Sure enough, a day or two after the holidays he arrived by steamer, and I put him aboard the boat. The Star had a good cabin, and I kept him supplied with food and firewood. Although there were few oysters to be caught that late in the season by dredging, we did take the boat out now and then when weather conditions were such that the boat could be safely operated with just two persons. He returned to Baltimore late in March.

Usually, by late December the bars and rocks were pretty well depleted, and although most of the boats continued to work when weather permitted, there was no longer need for large crews. Small wonder the oyster beds were scraped bare early. During this period, there were hundreds of dredge boats operating in Honga River. The night before the season opened, Hickory Cove and beyond, would be lit up like a city. Boats from Upper Hoopers Island, Wingate, Crapo and Bishop's Head would join us here, ready to go at dawn the next day. Included were dozens of schooners. Seven or eight large schooners belonged in Hickory Cove alone, including the William Layton. Fannie Insley, William H. Van Name, Flora Kirwan and the Laurena Clayton. The Fannie Insley was once owned by our good friend and neighbor Capt. John Wesley Brannock Sr. One of his daughters, Nellie, married my brother -- Henry James Hooper and bore him two fine sons, Henry James and Paul Alton Hooper.

Other large vessels also made Honga River a regular port of call. It was not unusual to have fifteen or twenty markets (buy boats) here at one time to load oysters. These were large boats; many of them used during the summer season in the fruit trade to the Bahamas. Capt. Johnny Clayton owned the William H. Van Name, mentioned above. She was a big, two-topmast schooner built down East -- around Connecticut. We put oysters aboard her many times.

At the height of the season all the buy boats were busy ferrying oysters to Baltimore to the steam houses for canning. They could hardly carry them fast enough to meet the demand. Capt. Johnny sailed the Van Name in here from Baltimore one day -- having gone up there loaded -- and without lowering the sails, reloaded with 3500 bushels and sailed out again. The work boats were strung out to the stem of that vessel for a hundred yards, waiting to put their catch aboard.

Oyster canning in Baltimore was a thriving industry from the 1880s until the early years of this century, loaded vessels crowded the docks to keep the canneries running. Preserved by this cooking process the succulent oysters were distributed throughout the country. While it lasted the business was a great boon to the Bay area watermen. A number of factors contributed to the decline, and ultimate termination of Maryland's oyster canning operations: increase in the demand for raw oysters; discovery of better methods of shipping them raw; more effective methods of preservation; and faster transportation. During these busy years, when large quantities of oysters were in great demand, at season's end, in the spring, every place was so depleted there was scarcely enough left for a stew. However, there was always plenty of small oysters left, so next season good market size oysters were again in plentiful supply.
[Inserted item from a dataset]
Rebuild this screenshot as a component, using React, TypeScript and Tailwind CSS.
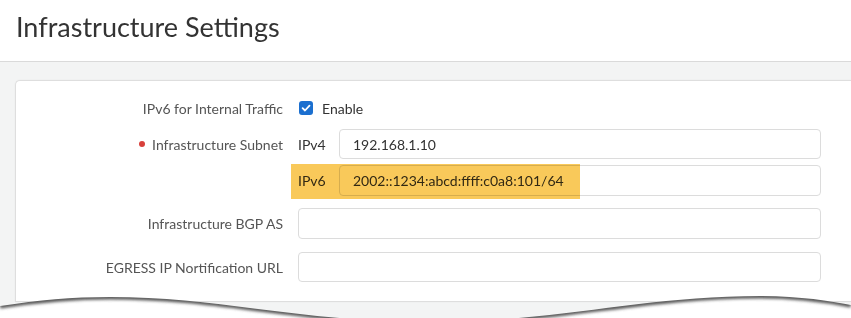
import React from "react";

const font = { fontFamily: "Lato, 'Noto Sans', sans-serif" };

function Input({ value }: { value?: string }) {
  return (
    <div className="flex h-full w-full items-center rounded-[4px] border border-[#dcdcdc] bg-white px-[13px] text-[14px] text-[#333]">
      {value}
    </div>
  );
}

function Label({ children, dot }: { children: React.ReactNode; dot?: boolean }) {
  return (
    <div className="flex items-center justify-end gap-[7px] text-[14px] text-[#555]">
      {dot && <span className="h-[6px] w-[6px] rounded-full bg-[#d8403b]" />}
      <span>{children}</span>
    </div>
  );
}

const WAVE =
  "M0 306 C 40 300, 70 297, 110 297 C 220 297, 300 322, 430 322 C 560 322, 640 296, 760 296 C 800 296, 830 301, 851 305";

export default function App() {
  return (
    <div className="relative h-[318px] w-[851px] overflow-hidden bg-white" style={font}>
      <div className="h-[61px] pl-[16px] pt-[10px] text-[27px] leading-[34px] text-[#333]">
        Infrastructure Settings
      </div>
      <div className="border-t border-[#dadada] bg-[#f3f4f4] pl-[15px] pt-[18px] pb-[30px]">
        <div className="rounded-tl-[5px] border-l border-t border-b border-[#dedede] bg-white pr-[30px] pt-[17px] pb-[19px] shadow-[0_0_2px_rgba(0,0,0,0.05)]">
          <div className="grid grid-cols-[267px_1fr] gap-x-[15px]">
            {/* Row 1 */}
            <div className="flex h-[20px] items-center justify-end">
              <Label>IPv6 for Internal Traffic</Label>
            </div>
            <div className="flex h-[20px] items-center gap-[9px] text-[14px] text-[#333]">
              <span className="ml-[1px] flex h-[14px] w-[14px] items-center justify-center rounded-[3px] bg-[#1b6fcf]">
                <svg width="10" height="10" viewBox="0 0 10 10">
                  <path d="M1.6 5.2 L4 7.5 L8.5 2.6" fill="none" stroke="white" strokeWidth="1.8" strokeLinecap="round" strokeLinejoin="round" />
                </svg>
              </span>
              <span>Enable</span>
            </div>

            {/* Row 2 */}
            <div className="mt-[11px] flex h-[30px] items-center justify-end">
              <Label dot>Infrastructure Subnet</Label>
            </div>
            <div className="mt-[11px] flex flex-col gap-[6px]">
              <div className="flex h-[30px] items-center">
                <span className="w-[41px] text-[14px] text-[#333]">IPv4</span>
                <div className="h-full flex-1">
                  <Input value="192.168.1.10" />
                </div>
              </div>
              <div className="relative flex h-[31px] items-center">
                <span className="w-[41px] text-[14px] text-[#333]">IPv6</span>
                <div className="h-full flex-1">
                  <Input value="2002::1234:abcd:ffff:c0a8:101/64" />
                </div>
                <div className="pointer-events-none absolute left-[-7px] top-[-1px] h-[35px] w-[289px] bg-[#f9c95a] mix-blend-multiply" />
              </div>
            </div>

            {/* Row 3 */}
            <div className="mt-[12px] flex h-[31px] items-center justify-end">
              <Label>Infrastructure BGP AS</Label>
            </div>
            <div className="mt-[12px] h-[31px]">
              <Input />
            </div>

            {/* Row 4 */}
            <div className="mt-[13px] flex h-[30px] items-center justify-end">
              <Label>EGRESS IP Nortification URL</Label>
            </div>
            <div className="mt-[13px] h-[30px]">
              <Input />
            </div>
          </div>
        </div>
      </div>

      <svg className="absolute bottom-0 left-0" width="851" height="40" viewBox="0 278 851 40">
        <defs>
          <filter id="blur" x="-5%" y="-50%" width="110%" height="200%">
            <feGaussianBlur stdDeviation="1.8" />
          </filter>
          <clipPath id="below">
            <path d={`${WAVE} L 851 330 L 0 330 Z`} />
          </clipPath>
        </defs>
        <path d={`${WAVE} L 851 330 L 0 330 Z`} fill="white" />
        <g clipPath="url(#below)">
          <path d={WAVE} fill="none" stroke="#555" strokeWidth="5" filter="url(#blur)" />
        </g>
      </svg>
    </div>
  );
}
Unfortunately, for many years the oyster rocks and beds in the whole Chesapeake Bay area were over-harvested, and as the supply dwindled, so did the number of boats and the men who worked them. From an all time high of 15,000,000 bushels in 1865, only around 3,000,000 bushels were harvested during the 1971-72 season. The lowest yield occurred during the 1962-63 period, when only 1,243,497 were reported taken.

Clearly, this valuable resource has been either neglected or mismanaged to the brink of extinction. Much has been done in recent years to improve the situation; hopefully, it will not be too little too late.

 

Stormy Voyage to Salisbury

Chapter XXIII

 

In the spring of 1918 my brother-in-law and I had an unforgettable experience when we ran Into heavy weather on a voyage to Salisbury, Maryland, with a load of oysters.

We bought a quantity of choice oysters for 40c a bushel from several local catchers, and deposited them in a convenient spot in Hickory Cove, where they could be easily retrieved when the time seemed right to sell them How could we be sure someone else would not appropriate them in the meantime? We were trusting souls -- and there was a code of honor in our group prohibiting this kind of activity. Actually, my father and I, also father-in-law Capt. Frank Booze did lose some oysters this way once, but this sort of thing rarely happened.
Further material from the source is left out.